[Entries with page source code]

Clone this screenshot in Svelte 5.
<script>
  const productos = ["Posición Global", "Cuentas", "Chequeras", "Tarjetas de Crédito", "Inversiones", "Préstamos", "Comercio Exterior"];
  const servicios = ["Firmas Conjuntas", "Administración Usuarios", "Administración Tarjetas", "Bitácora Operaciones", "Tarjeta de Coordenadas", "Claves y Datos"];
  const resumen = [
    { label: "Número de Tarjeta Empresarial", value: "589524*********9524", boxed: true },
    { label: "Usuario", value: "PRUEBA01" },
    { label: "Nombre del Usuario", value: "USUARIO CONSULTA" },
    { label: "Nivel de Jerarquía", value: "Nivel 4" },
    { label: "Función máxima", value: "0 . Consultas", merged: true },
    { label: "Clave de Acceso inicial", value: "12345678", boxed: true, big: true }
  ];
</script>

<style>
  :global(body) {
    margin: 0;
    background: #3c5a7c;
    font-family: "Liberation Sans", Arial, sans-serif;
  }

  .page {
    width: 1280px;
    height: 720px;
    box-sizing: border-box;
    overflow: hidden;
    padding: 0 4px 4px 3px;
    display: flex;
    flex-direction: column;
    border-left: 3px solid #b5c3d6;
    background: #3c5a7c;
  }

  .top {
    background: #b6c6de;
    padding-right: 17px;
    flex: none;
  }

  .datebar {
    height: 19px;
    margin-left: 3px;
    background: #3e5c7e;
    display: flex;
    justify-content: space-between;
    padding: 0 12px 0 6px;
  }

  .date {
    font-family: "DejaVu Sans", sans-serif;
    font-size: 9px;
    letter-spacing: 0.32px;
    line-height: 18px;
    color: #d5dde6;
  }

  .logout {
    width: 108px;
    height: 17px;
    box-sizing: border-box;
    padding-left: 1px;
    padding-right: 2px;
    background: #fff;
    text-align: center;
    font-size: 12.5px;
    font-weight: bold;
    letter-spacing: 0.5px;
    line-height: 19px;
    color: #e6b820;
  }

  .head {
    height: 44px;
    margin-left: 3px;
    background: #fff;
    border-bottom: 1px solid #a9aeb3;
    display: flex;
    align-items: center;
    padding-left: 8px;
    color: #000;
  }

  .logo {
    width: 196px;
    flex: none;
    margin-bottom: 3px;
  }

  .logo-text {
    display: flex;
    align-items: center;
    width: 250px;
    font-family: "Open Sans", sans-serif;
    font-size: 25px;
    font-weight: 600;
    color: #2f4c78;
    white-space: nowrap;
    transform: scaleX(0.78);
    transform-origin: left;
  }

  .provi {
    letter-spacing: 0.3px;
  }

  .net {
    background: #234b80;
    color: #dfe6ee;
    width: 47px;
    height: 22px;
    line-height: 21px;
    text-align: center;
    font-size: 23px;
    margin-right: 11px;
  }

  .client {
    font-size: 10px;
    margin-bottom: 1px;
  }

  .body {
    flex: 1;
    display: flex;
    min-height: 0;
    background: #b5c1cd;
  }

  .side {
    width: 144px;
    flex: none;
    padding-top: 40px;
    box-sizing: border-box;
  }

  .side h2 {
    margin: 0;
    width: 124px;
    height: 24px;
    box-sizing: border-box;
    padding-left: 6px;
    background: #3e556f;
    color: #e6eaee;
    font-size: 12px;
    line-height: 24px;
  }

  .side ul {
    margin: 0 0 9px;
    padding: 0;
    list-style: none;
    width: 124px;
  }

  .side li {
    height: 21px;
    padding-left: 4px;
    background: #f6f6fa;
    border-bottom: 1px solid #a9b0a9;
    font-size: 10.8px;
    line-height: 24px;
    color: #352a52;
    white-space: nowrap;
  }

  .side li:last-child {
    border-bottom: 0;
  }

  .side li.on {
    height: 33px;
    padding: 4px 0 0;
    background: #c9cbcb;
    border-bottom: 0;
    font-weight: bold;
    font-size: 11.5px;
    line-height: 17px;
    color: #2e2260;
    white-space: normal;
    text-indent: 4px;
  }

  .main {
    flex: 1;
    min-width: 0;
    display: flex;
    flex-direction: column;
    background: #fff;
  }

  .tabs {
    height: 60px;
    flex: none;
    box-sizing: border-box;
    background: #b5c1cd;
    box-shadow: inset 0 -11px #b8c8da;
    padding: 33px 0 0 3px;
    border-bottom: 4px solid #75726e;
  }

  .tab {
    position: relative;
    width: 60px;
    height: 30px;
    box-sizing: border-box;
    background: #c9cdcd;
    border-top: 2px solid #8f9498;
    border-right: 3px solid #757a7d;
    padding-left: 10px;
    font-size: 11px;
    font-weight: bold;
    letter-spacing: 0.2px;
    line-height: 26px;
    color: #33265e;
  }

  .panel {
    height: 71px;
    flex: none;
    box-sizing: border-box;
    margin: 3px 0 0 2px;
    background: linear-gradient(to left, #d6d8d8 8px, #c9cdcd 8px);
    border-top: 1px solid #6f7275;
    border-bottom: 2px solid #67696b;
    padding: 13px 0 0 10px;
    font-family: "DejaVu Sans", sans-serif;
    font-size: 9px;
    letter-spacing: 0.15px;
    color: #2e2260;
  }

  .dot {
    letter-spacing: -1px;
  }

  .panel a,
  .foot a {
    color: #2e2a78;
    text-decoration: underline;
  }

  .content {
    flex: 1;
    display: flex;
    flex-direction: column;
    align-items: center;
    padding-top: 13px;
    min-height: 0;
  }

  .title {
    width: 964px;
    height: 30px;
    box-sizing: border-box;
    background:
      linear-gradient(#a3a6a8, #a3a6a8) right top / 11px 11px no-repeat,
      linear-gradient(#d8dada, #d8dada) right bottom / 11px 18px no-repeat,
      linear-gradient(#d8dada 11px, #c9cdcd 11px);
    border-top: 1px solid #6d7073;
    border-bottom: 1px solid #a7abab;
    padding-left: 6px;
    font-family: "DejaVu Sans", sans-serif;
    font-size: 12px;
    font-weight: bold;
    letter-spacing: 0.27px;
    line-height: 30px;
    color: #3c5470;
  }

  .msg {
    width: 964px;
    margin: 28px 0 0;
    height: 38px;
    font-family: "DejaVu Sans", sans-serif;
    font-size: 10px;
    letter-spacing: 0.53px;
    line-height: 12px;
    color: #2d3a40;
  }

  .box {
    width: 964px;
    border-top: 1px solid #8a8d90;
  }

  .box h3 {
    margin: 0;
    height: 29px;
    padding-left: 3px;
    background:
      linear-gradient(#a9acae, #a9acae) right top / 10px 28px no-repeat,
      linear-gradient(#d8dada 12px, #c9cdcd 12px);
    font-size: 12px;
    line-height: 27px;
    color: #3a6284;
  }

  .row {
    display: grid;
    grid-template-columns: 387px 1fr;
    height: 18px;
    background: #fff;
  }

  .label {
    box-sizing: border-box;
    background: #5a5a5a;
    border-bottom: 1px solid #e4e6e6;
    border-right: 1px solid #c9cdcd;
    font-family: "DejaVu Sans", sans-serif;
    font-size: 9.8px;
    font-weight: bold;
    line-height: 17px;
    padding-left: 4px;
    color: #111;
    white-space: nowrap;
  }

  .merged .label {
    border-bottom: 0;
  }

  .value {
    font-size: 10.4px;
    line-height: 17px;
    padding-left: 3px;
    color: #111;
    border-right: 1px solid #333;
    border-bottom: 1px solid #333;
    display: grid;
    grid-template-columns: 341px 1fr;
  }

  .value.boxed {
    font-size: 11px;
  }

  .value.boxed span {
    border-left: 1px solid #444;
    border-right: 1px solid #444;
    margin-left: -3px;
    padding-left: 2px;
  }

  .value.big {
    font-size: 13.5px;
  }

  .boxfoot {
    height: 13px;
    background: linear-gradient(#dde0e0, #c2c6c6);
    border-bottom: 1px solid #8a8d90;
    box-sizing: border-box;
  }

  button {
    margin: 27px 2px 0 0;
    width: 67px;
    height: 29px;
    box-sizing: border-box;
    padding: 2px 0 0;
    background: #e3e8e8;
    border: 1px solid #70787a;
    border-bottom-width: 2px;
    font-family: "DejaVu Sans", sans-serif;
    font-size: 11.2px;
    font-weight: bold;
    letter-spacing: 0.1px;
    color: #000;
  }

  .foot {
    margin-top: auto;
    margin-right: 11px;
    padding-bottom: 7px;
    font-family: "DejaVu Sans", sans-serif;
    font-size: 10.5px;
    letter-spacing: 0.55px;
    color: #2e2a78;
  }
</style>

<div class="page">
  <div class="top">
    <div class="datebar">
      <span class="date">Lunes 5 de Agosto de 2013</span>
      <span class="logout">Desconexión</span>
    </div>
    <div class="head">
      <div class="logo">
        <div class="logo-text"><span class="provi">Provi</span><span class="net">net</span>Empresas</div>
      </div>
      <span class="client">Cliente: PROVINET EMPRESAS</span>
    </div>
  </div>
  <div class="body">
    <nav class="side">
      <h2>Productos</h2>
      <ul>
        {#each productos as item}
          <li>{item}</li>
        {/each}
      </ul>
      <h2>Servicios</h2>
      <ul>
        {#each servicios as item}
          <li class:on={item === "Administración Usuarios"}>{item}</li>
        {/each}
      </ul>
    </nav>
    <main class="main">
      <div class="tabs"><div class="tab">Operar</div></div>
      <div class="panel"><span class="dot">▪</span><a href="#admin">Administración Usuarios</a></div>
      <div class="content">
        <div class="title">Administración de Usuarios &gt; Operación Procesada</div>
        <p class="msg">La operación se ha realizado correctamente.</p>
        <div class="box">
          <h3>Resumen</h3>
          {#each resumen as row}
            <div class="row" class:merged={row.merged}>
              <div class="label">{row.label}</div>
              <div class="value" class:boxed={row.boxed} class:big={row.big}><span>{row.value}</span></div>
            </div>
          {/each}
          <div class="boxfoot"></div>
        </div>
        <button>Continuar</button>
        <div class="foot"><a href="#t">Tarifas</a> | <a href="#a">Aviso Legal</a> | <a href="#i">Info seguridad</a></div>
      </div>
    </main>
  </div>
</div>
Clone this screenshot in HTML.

> [WHAT IS NEEDED]: Find each line holding the word "screenshot" and copy it.

> [OUTPUT FOR THIS EXERCISE]:
Clone this screenshot in Svelte 5.
Clone this screenshot in HTML.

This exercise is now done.